Exact reproduction of the data is required, with images excluded.

--- Begin DATA EXCERPT ---

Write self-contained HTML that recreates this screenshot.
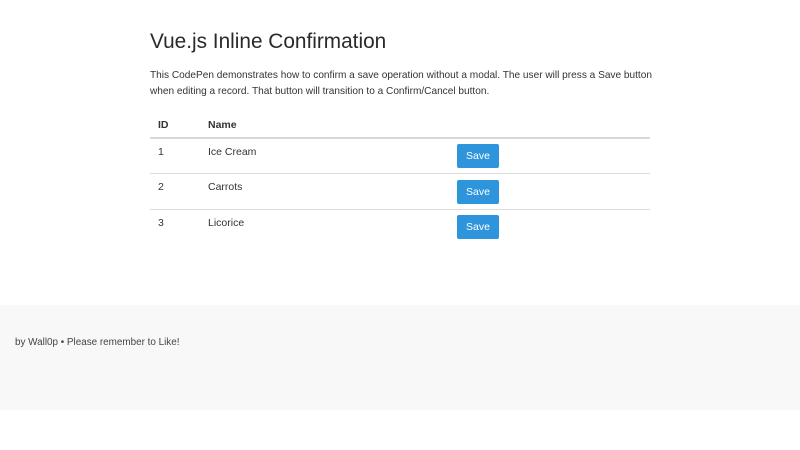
<!DOCTYPE html>
<html><head><meta charset="utf-8"><style>
*{margin:0;padding:0;box-sizing:border-box}
body{width:800px;height:450px;background:#fff;font-family:"Liberation Sans",sans-serif;color:#333;position:relative;overflow:hidden}
.a{position:absolute;white-space:nowrap}
h1{position:absolute;left:150px;top:30px;font-size:20.8px;font-weight:normal;color:#2a2a2a}
p{position:absolute;left:150px;top:68px;width:520px;font-size:10.1px;line-height:16px;color:#333}
.line{position:absolute;left:150px;width:500px;height:1px;background:#ddd}
.btn{position:absolute;left:457px;width:42px;height:24px;background:#2e95dc;border-radius:2px;color:#fff;font-size:10.5px;text-align:center;line-height:24px}
.t{font-size:10.5px}
.foot{position:absolute;left:0;top:305px;width:800px;height:105px;background:#f8f8f8}
</style></head><body>
<h1>Vue.js Inline Confirmation</h1>
<p>This CodePen demonstrates how to confirm a save operation without a modal. The user will press a Save button<br>when editing a record. That button will transition to a Confirm/Cancel button.</p>
<div class="a t" style="left:158px;top:119px;font-weight:bold">ID</div>
<div class="a t" style="left:208px;top:119px;font-weight:bold">Name</div>
<div class="line" style="top:137px;height:2px;background:#d8d8d8"></div>
<div class="a t" style="left:158px;top:146px">1</div>
<div class="a t" style="left:208px;top:146px">Ice Cream</div>
<div class="btn" style="top:144px">Save</div>
<div class="line" style="top:173px"></div>
<div class="a t" style="left:158px;top:181px">2</div>
<div class="a t" style="left:208px;top:181px">Carrots</div>
<div class="btn" style="top:180px">Save</div>
<div class="line" style="top:209px"></div>
<div class="a t" style="left:158px;top:217px">3</div>
<div class="a t" style="left:208px;top:217px">Licorice</div>
<div class="btn" style="top:215px">Save</div>
<div class="foot"></div>
<div class="a" style="left:15px;top:337px;color:#444;font-size:9.9px">by Wall0p • Please remember to Like!</div>
</body></html>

--- End DATA EXCERPT ---

• **REPLY TO THE EXERCISE**:
Write self-contained HTML that recreates this screenshot.
<!DOCTYPE html>
<html><head><meta charset="utf-8"><style>
*{margin:0;padding:0;box-sizing:border-box}
body{width:800px;height:450px;background:#fff;font-family:"Liberation Sans",sans-serif;color:#333;position:relative;overflow:hidden}
.a{position:absolute;white-space:nowrap}
h1{position:absolute;left:150px;top:30px;font-size:20.8px;font-weight:normal;color:#2a2a2a}
p{position:absolute;left:150px;top:68px;width:520px;font-size:10.1px;line-height:16px;color:#333}
.line{position:absolute;left:150px;width:500px;height:1px;background:#ddd}
.btn{position:absolute;left:457px;width:42px;height:24px;background:#2e95dc;border-radius:2px;color:#fff;font-size:10.5px;text-align:center;line-height:24px}
.t{font-size:10.5px}
.foot{position:absolute;left:0;top:305px;width:800px;height:105px;background:#f8f8f8}
</style></head><body>
<h1>Vue.js Inline Confirmation</h1>
<p>This CodePen demonstrates how to confirm a save operation without a modal. The user will press a Save button<br>when editing a record. That button will transition to a Confirm/Cancel button.</p>
<div class="a t" style="left:158px;top:119px;font-weight:bold">ID</div>
<div class="a t" style="left:208px;top:119px;font-weight:bold">Name</div>
<div class="line" style="top:137px;height:2px;background:#d8d8d8"></div>
<div class="a t" style="left:158px;top:146px">1</div>
<div class="a t" style="left:208px;top:146px">Ice Cream</div>
<div class="btn" style="top:144px">Save</div>
<div class="line" style="top:173px"></div>
<div class="a t" style="left:158px;top:181px">2</div>
<div class="a t" style="left:208px;top:181px">Carrots</div>
<div class="btn" style="top:180px">Save</div>
<div class="line" style="top:209px"></div>
<div class="a t" style="left:158px;top:217px">3</div>
<div class="a t" style="left:208px;top:217px">Licorice</div>
<div class="btn" style="top:215px">Save</div>
<div class="foot"></div>
<div class="a" style="left:15px;top:337px;color:#444;font-size:9.9px">by Wall0p • Please remember to Like!</div>
</body></html>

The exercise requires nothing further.